For y: $$y = \tan 2\theta = \tan \left(2 \times \frac{\pi}{6}\right) = \tan \left(\frac{\pi}{3}\right)$$
We know that $$\tan \left(\frac{\pi}{3}\right) = \sqrt{3}$$.
So, $$y = \sqrt{3}$$.
Therefore, the point on the curve where $$\theta = \frac{\pi}{6}$$ is $$\left(\frac{\sqrt{3}}{3}, \sqrt{3}\right)$$.
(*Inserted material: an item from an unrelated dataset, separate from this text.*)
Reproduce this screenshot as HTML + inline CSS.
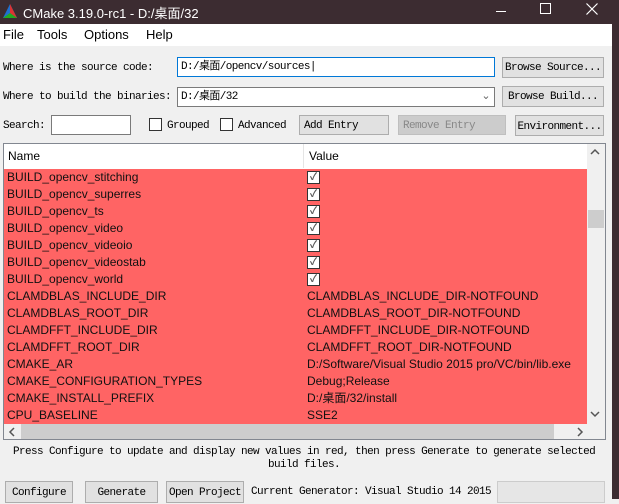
<!DOCTYPE html><html><head><meta charset="utf-8"><style>
*{margin:0;padding:0;box-sizing:border-box}
body{width:619px;height:499px;overflow:hidden;background:#f0f0f0;position:relative;font-family:"Liberation Sans","Noto Sans CJK SC",sans-serif}
.a{position:absolute}
.m{font-family:"Liberation Mono","Noto Sans CJK SC",monospace;font-size:11px;letter-spacing:-0.6px;white-space:nowrap}
.btn{position:absolute;background:#e1e1e1;border:1px solid #adadad;font-family:"Liberation Mono","Noto Sans CJK SC",monospace;font-size:11px;letter-spacing:-0.6px;text-align:center;line-height:20px;white-space:nowrap}
.inp{position:absolute;background:#fff;border:1px solid #7a7a7a;font-family:"Liberation Mono","Noto Sans CJK SC",monospace;font-size:11px;letter-spacing:-0.6px;padding-left:3px;line-height:18px;white-space:nowrap}
.row{position:absolute;left:4px;width:583px;height:17px;background:#ff6464;font-size:12px;line-height:17px;color:#111}
.row span{position:absolute;left:3px}
.row i{position:absolute;left:303px;font-style:normal}
.cb{position:absolute;left:303px;top:2px;width:13px;height:13px;border:1px solid #333;background:#fff;font-size:10px;line-height:11px;text-align:center;color:#555}
</style></head><body>
<div class="a" style="left:0;top:0;width:619px;height:24px;background:#3c2c31"></div>
<svg class="a" style="left:3px;top:4px" width="14" height="14"><polygon points="7,0 0,14 14,14" fill="#1f6fd0"/><polygon points="7,0 7,14 14,14" fill="#d33"/><polygon points="7,9 0,14 14,14" fill="#2a2"/></svg>
<div class="a" style="left:23px;top:3px;color:#fff;font-size:13px">CMake 3.19.0-rc1 - D:/桌面/32</div>
<div class="a" style="left:496px;top:11px;width:10px;height:1px;background:#fff"></div>
<div class="a" style="left:540px;top:3px;width:11px;height:11px;border:1px solid #fff"></div>
<svg class="a" style="left:586px;top:3px" width="12" height="12"><path d="M0.5 0.5L11.5 11.5M11.5 0.5L0.5 11.5" stroke="#fff" stroke-width="1.2"/></svg>
<div class="a" style="left:612px;top:0;width:7px;height:499px;background:#3c2c31"></div>
<div class="a" style="left:0;top:24px;width:612px;height:22px;background:#fff;font-size:13px;line-height:22px">
<span class="a" style="left:3px">File</span><span class="a" style="left:37px">Tools</span><span class="a" style="left:84px">Options</span><span class="a" style="left:146px">Help</span></div>
<div class="a m" style="left:3px;top:62px">Where is the source code:</div>
<div class="inp" style="left:177px;top:57px;width:318px;height:20px;border-color:#0078d7">D:/桌面/opencv/sources|</div>
<div class="btn" style="left:502px;top:57px;width:102px;height:21px">Browse Source...</div>
<div class="a m" style="left:3px;top:91px">Where to build the binaries:</div>
<div class="inp" style="left:177px;top:87px;width:318px;height:20px">D:/桌面/32<span style="position:absolute;right:4px;color:#666">⌄</span></div>
<div class="btn" style="left:502px;top:86px;width:102px;height:21px">Browse Build...</div>
<div class="a m" style="left:3px;top:120px">Search:</div>
<div class="inp" style="left:51px;top:115px;width:80px;height:20px"></div>
<div class="a" style="left:149px;top:118px;width:13px;height:13px;border:1px solid #333;background:#fff"></div>
<div class="a m" style="left:167px;top:120px">Grouped</div>
<div class="a" style="left:220px;top:118px;width:13px;height:13px;border:1px solid #333;background:#fff"></div>
<div class="a m" style="left:238px;top:120px">Advanced</div>
<div class="btn" style="left:299px;top:115px;width:90px;height:20px;text-align:left;padding-left:4px">Add Entry</div>
<div class="btn" style="left:398px;top:115px;width:108px;height:20px;background:#ccc;border-color:#bfbfbf;color:#888;text-align:left;padding-left:4px">Remove Entry</div>
<div class="btn" style="left:515px;top:115px;width:89px;height:21px;line-height:22px">Environment...</div>
<div class="a" style="left:3px;top:143px;width:603px;height:297px;border:1px solid #828790;background:#fff"></div>
<div class="a" style="left:4px;top:144px;width:583px;height:24px;font-size:12px;line-height:24px"><span style="margin-left:4px">Name</span><span style="position:absolute;left:299px;top:0;height:24px;border-left:1px solid #e5e5e5;padding-left:5px">Value</span></div>
<div class="a" style="left:587px;top:144px;width:18px;height:280px;background:#f0f0f0"></div>
<svg class="a" style="left:590px;top:148px" width="10" height="8"><path d="M1 6L5 2L9 6" stroke="#555" stroke-width="1.5" fill="none"/></svg>
<div class="a" style="left:588px;top:210px;width:16px;height:18px;background:#cdcdcd"></div>
<svg class="a" style="left:590px;top:410px" width="10" height="8"><path d="M1 2L5 6L9 2" stroke="#555" stroke-width="1.5" fill="none"/></svg>
<div class="a" style="left:4px;top:424px;width:601px;height:15px;background:#f0f0f0"></div>
<div class="a" style="left:21px;top:424px;width:533px;height:15px;background:#cdcdcd"></div>
<svg class="a" style="left:8px;top:427px" width="8" height="10"><path d="M6 1L2 5L6 9" stroke="#555" stroke-width="1.5" fill="none"/></svg>
<svg class="a" style="left:576px;top:427px" width="8" height="10"><path d="M2 1L6 5L2 9" stroke="#555" stroke-width="1.5" fill="none"/></svg>
<div class="row" style="top:169px"><span>BUILD_opencv_stitching</span><b class="cb">✓</b></div>
<div class="row" style="top:186px"><span>BUILD_opencv_superres</span><b class="cb">✓</b></div>
<div class="row" style="top:203px"><span>BUILD_opencv_ts</span><b class="cb">✓</b></div>
<div class="row" style="top:220px"><span>BUILD_opencv_video</span><b class="cb">✓</b></div>
<div class="row" style="top:237px"><span>BUILD_opencv_videoio</span><b class="cb">✓</b></div>
<div class="row" style="top:254px"><span>BUILD_opencv_videostab</span><b class="cb">✓</b></div>
<div class="row" style="top:271px"><span>BUILD_opencv_world</span><b class="cb">✓</b></div>
<div class="row" style="top:288px"><span>CLAMDBLAS_INCLUDE_DIR</span><i>CLAMDBLAS_INCLUDE_DIR-NOTFOUND</i></div>
<div class="row" style="top:305px"><span>CLAMDBLAS_ROOT_DIR</span><i>CLAMDBLAS_ROOT_DIR-NOTFOUND</i></div>
<div class="row" style="top:322px"><span>CLAMDFFT_INCLUDE_DIR</span><i>CLAMDFFT_INCLUDE_DIR-NOTFOUND</i></div>
<div class="row" style="top:339px"><span>CLAMDFFT_ROOT_DIR</span><i>CLAMDFFT_ROOT_DIR-NOTFOUND</i></div>
<div class="row" style="top:356px;overflow:hidden"><span>CMAKE_AR</span><i style="white-space:nowrap">D:/Software/Visual Studio 2015 pro/VC/bin/lib.exe</i></div>
<div class="row" style="top:373px"><span>CMAKE_CONFIGURATION_TYPES</span><i>Debug;Release</i></div>
<div class="row" style="top:390px"><span>CMAKE_INSTALL_PREFIX</span><i>D:/桌面/32/install</i></div>
<div class="row" style="top:407px"><span>CPU_BASELINE</span><i>SSE2</i></div>
<div class="a m" style="left:13px;top:446px">Press Configure to update and display new values in red, then press Generate to generate selected</div>
<div class="a m" style="left:268px;top:459px">build files.</div>
<div class="btn" style="left:5px;top:481px;width:68px;height:22px;line-height:22px">Configure</div>
<div class="btn" style="left:85px;top:481px;width:73px;height:22px;line-height:22px">Generate</div>
<div class="btn" style="left:166px;top:481px;width:78px;height:22px;line-height:22px">Open Project</div>
<div class="a m" style="left:251px;top:486px">Current Generator: Visual Studio 14 2015</div>
<div class="a" style="left:497px;top:481px;width:108px;height:22px;border:1px solid #ccc;background:#e6e6e6"></div>
</body></html>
**step3** Calculating the Derivatives with Respect to $$\theta$$

Next, we need to find the slope of the tangent line, which is $$\frac{dy}{dx}$$. Since the equations are parametric, we use the chain rule: $$\frac{dy}{dx} = \frac{dy/d\theta}{dx/d\theta}$$.
First, calculate $$\frac{dx}{d\theta}$$:
Given $$x = \tan \theta$$.
The derivative of $$\tan \theta$$ with respect to $$\theta$$ is $$\sec^2 \theta$$.
So, $$\frac{dx}{d\theta} = \sec^2 \theta$$.
Now, calculate $$\frac{dy}{d\theta}$$:
Given $$y = \tan 2\theta$$.
Using the chain rule, let $$u = 2\theta$$. Then $$\frac{du}{d\theta} = 2$$.
The derivative of $$\tan u$$ with respect to $$u$$ is $$\sec^2 u$$.
So, $$\frac{dy}{d\theta} = \frac{d}{d\theta}(\tan 2\theta) = \sec^2 (2\theta) \cdot \frac{d}{d\theta}(2\theta) = \sec^2 (2\theta) \cdot 2 = 2\sec^2 (2\theta)$$.
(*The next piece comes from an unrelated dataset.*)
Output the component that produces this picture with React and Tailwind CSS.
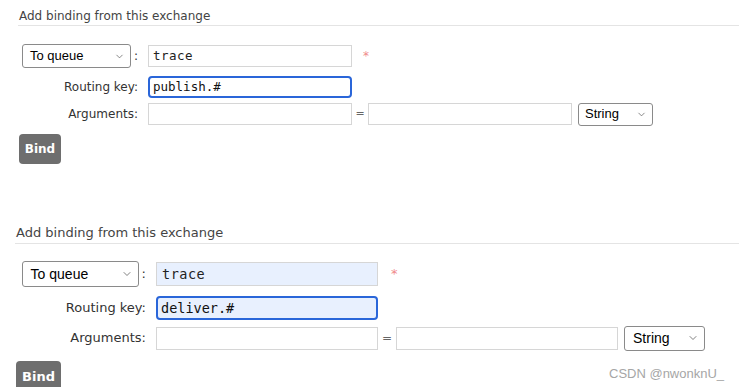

**step4** Calculating the Slope of the Tangent

Now we compute $$\frac{dy}{dx}$$ by dividing $$\frac{dy}{d\theta}$$ by $$\frac{dx}{d\theta}$$:
$$\frac{dy}{dx} = \frac{2\sec^2 (2\theta)}{\sec^2 \theta}$$
We need to evaluate this slope at $$\theta = \frac{\pi}{6}$$.
Substitute $$\theta = \frac{\pi}{6}$$ into the expression for $$\frac{dy}{dx}$$:
$$\frac{dy}{dx} \Big|_{\theta=\frac{\pi}{6}} = \frac{2\sec^2 \left(2 \times \frac{\pi}{6}\right)}{\sec^2 \left(\frac{\pi}{6}\right)} = \frac{2\sec^2 \left(\frac{\pi}{3}\right)}{\sec^2 \left(\frac{\pi}{6}\right)}$$
Recall that $$\sec \alpha = \frac{1}{\cos \alpha}$$.
For $$\frac{\pi}{3}$$: $$\cos \left(\frac{\pi}{3}\right) = \frac{1}{2}$$, so $$\sec \left(\frac{\pi}{3}\right) = 2$$.
Thus, $$\sec^2 \left(\frac{\pi}{3}\right) = (2)^2 = 4$$.
For $$\frac{\pi}{6}$$: $$\cos \left(\frac{\pi}{6}\right) = \frac{\sqrt{3}}{2}$$, so $$\sec \left(\frac{\pi}{6}\right) = \frac{2}{\sqrt{3}}$$.
Thus, $$\sec^2 \left(\frac{\pi}{6}\right) = \left(\frac{2}{\sqrt{3}}\right)^2 = \frac{4}{3}$$.
Now substitute these values back into the slope expression:
$$\frac{dy}{dx} = \frac{2 \times 4}{\frac{4}{3}} = \frac{8}{\frac{4}{3}}$$
To divide by a fraction, we multiply by its reciprocal:
$$\frac{dy}{dx} = 8 \times \frac{3}{4} = \frac{24}{4} = 6$$
So, the slope of the tangent line at the given point is $$m=6$$.

**step5** Formulating the Equation of the Tangent Line

We have the point $$\left(x_1, y_1\right) = \left(\frac{\sqrt{3}}{3}, \sqrt{3}\right)$$ and the slope $$m = 6$$.
We use the point-slope form of a linear equation: $$y - y_1 = m(x - x_1)$$.
Substitute the values:
$$y - \sqrt{3} = 6\left(x - \frac{\sqrt{3}}{3}\right)$$

**step6** Simplifying the Equation

Now, we simplify the equation to its standard form (e.g., $$y = mx + c$$ or $$Ax + By + C = 0$$):
$$y - \sqrt{3} = 6x - 6 \times \frac{\sqrt{3}}{3}$$
$$y - \sqrt{3} = 6x - 2\sqrt{3}$$
Add $$\sqrt{3}$$ to both sides of the equation:
$$y = 6x - 2\sqrt{3} + \sqrt{3}$$
$$y = 6x - \sqrt{3}$$
This is the equation of the tangent line to the curve at the specified point.